Data visualisation is a powerful tool that allows us to understand vast datasets better, communicate data analysis, and communicate a hidden story behind our data. It exploits how we perceive information visually to improve our understanding and comprehension.
Data visualisation can be defined as "the representation and presentation of data that exploits our visual perception abilities to amplify cognition."
To help better digest the aim of visualisation, the analogy I use is that data are the items in a supermarket, which - without a shopping list and a recipe - can be overwhelmingly random (have you walked into a supermarket and felt, well... lost?). If raw data is the items on the supermarket shelves, data visualisation is the Sunday roast. All of a sudden, it's so clear the supermarket and all its moving parts fall into place. You can see how the cook selected, discarded, purchased, prepared, and presented the meal, much like a data analyst might select, discard, purchase, design, and present data.
Let's break down the moving parts of visualisation:
What are the specific advantages of visualising data? Let's explore a few classic examples. F.J Anscombe published a journal article in The American Statistician containing his famous quartet, which warns us of the perils of not visualising data.
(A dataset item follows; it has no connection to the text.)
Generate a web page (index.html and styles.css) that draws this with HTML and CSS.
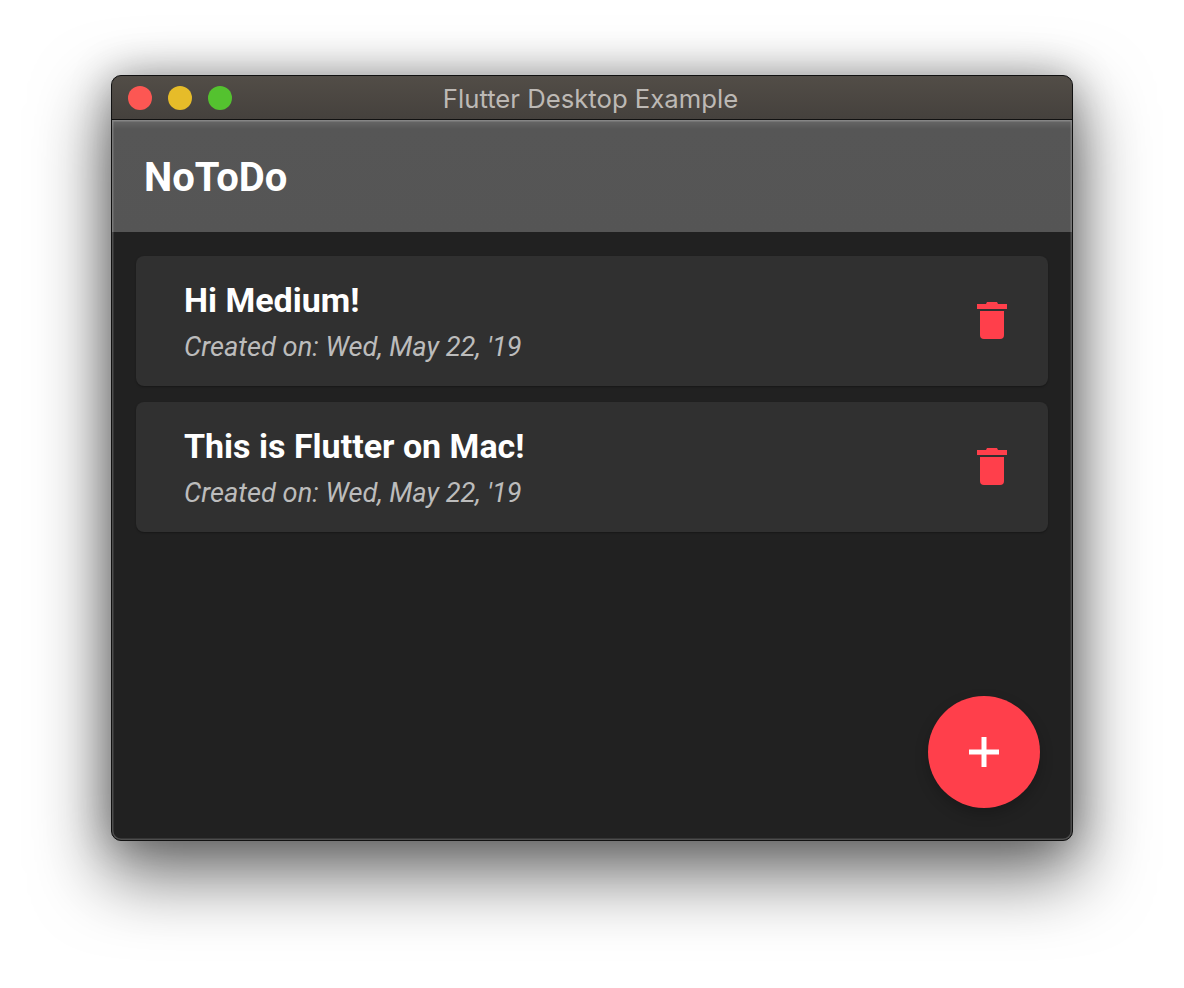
FILE: index.html
```html
<!DOCTYPE html>
<html lang="en">
<head>
  <meta charset="UTF-8">
  <title>Flutter Desktop Example</title>
  <link rel="stylesheet" href="styles.css">
</head>
<body>
  <div class="window">
    <div class="titlebar">
      <div class="lights">
        <span class="light red"></span>
        <span class="light yellow"></span>
        <span class="light green"></span>
      </div>
      <div class="window-title">Flutter Desktop Example</div>
    </div>

    <header class="app-bar">
      <h1>NoToDo</h1>
    </header>

    <main class="list">
      <div class="card">
        <div class="card-text">
          <h2>Hi Medium!</h2>
          <p>Created on: Wed, May 22, '19</p>
        </div>
        <svg class="trash" width="30" height="37" viewBox="0 0 30 37">
          <path d="M0 2h9l1-2h10l1 2h9v5H0z"/>
          <path d="M3 9h24v24a4 4 0 0 1-4 4H7a4 4 0 0 1-4-4z"/>
        </svg>
      </div>
      <div class="card">
        <div class="card-text">
          <h2>This is Flutter on Mac!</h2>
          <p>Created on: Wed, May 22, '19</p>
        </div>
        <svg class="trash" width="30" height="37" viewBox="0 0 30 37">
          <path d="M0 2h9l1-2h10l1 2h9v5H0z"/>
          <path d="M3 9h24v24a4 4 0 0 1-4 4H7a4 4 0 0 1-4-4z"/>
        </svg>
      </div>
    </main>

    <button class="fab">
      <svg width="30" height="30" viewBox="0 0 30 30">
        <path d="M12.500 0h5v12.500h12.500v5H17.500v12.500h-5V17.500H0v-5h12.500z"/>
      </svg>
    </button>
  </div>
</body>
</html>
```

FILE: styles.css
```css
body {
  margin: 0;
  height: 988px;
  overflow: hidden;
  background: #fff;
  font-family: Roboto, sans-serif;
}

.window {
  position: relative;
  box-sizing: border-box;
  width: 962px;
  height: 766px;
  margin: 75px auto 0;
  display: flex;
  flex-direction: column;
  background: #212121;
  border: 1px solid #111;
  border-radius: 10px;
  box-shadow: 0 30px 70px 6px rgba(0, 0, 0, 0.55), 0 0 40px rgba(0, 0, 0, 0.28);
}

/* light inner edge of the window frame */
.window::after {
  content: "";
  position: absolute;
  top: 44px;
  left: 0;
  right: 0;
  bottom: 0;
  border-radius: 0 0 9px 9px;
  box-shadow: inset 0 0 0 1.5px rgba(255, 255, 255, 0.2);
  pointer-events: none;
}

.titlebar {
  height: 43px;
  flex-shrink: 0;
  position: relative;
  display: flex;
  align-items: center;
  justify-content: center;
  background: linear-gradient(to bottom, #524d47, #45413d);
  border-bottom: 1px solid #111;
  border-radius: 9px 9px 0 0;
}

.lights {
  position: absolute;
  left: 16px;
  top: 10px;
  display: flex;
  gap: 16px;
}

.light {
  width: 24px;
  height: 24px;
  border-radius: 50%;
}

.red { background: #fc5753; }
.yellow { background: #e6bc29; }
.green { background: #54c22f; }

.window-title {
  margin: 1px 3px 0 0;
  color: #bdb9b5;
  font-family: Inter, sans-serif;
  font-size: 25.7px;
}

.app-bar {
  height: 112px;
  flex-shrink: 0;
  box-sizing: border-box;
  padding: 2px 0 0 32px;
  display: flex;
  align-items: center;
  background: linear-gradient(to bottom, #686868 0, #565656 9px, #555 100%);
}

h1 {
  margin: 0;
  color: #fff;
  font-size: 40px;
  font-weight: 700;
}

.list {
  padding: 24px 24px 0;
  display: flex;
  flex-direction: column;
  gap: 16px;
}

.card {
  height: 130px;
  box-sizing: border-box;
  padding: 0 41px 0 48px;
  display: flex;
  align-items: center;
  justify-content: space-between;
  background: #303030;
  border-radius: 8px;
  box-shadow: 0 1px 2px rgba(0, 0, 0, 0.3);
}

.card h2 {
  margin: 0 0 11px;
  color: #fff;
  font-size: 34px;
  font-weight: 700;
}

.card p {
  margin: 0;
  color: #bcbcbc;
  font-size: 27.25px;
  font-style: italic;
}

.trash {
  margin-bottom: 1px;
  fill: #ff3f4b;
}

.fab {
  position: absolute;
  right: 32px;
  bottom: 32px;
  width: 112px;
  height: 112px;
  padding: 0;
  border: none;
  border-radius: 50%;
  display: flex;
  align-items: center;
  justify-content: center;
  background: #ff3f4b;
  box-shadow: 0 6px 14px rgba(0, 0, 0, 0.22);
}

.fab svg {
  fill: #fff;
}
```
All four scatter plots share the same line of best fit and correlation; however, visually, the data tell very different stories.
Anscombe's Dataset:
Producing identical summary statistics:
Resulting in very different visual representations:
As you can see, visualising a data set - even a dataset with similar summary statistics - can uncover the truth behind the data set. Raw data doesn't often paint the whole picture.
Another compelling example is Dr John Snow's map of London plotting the location of cholera cases in the city.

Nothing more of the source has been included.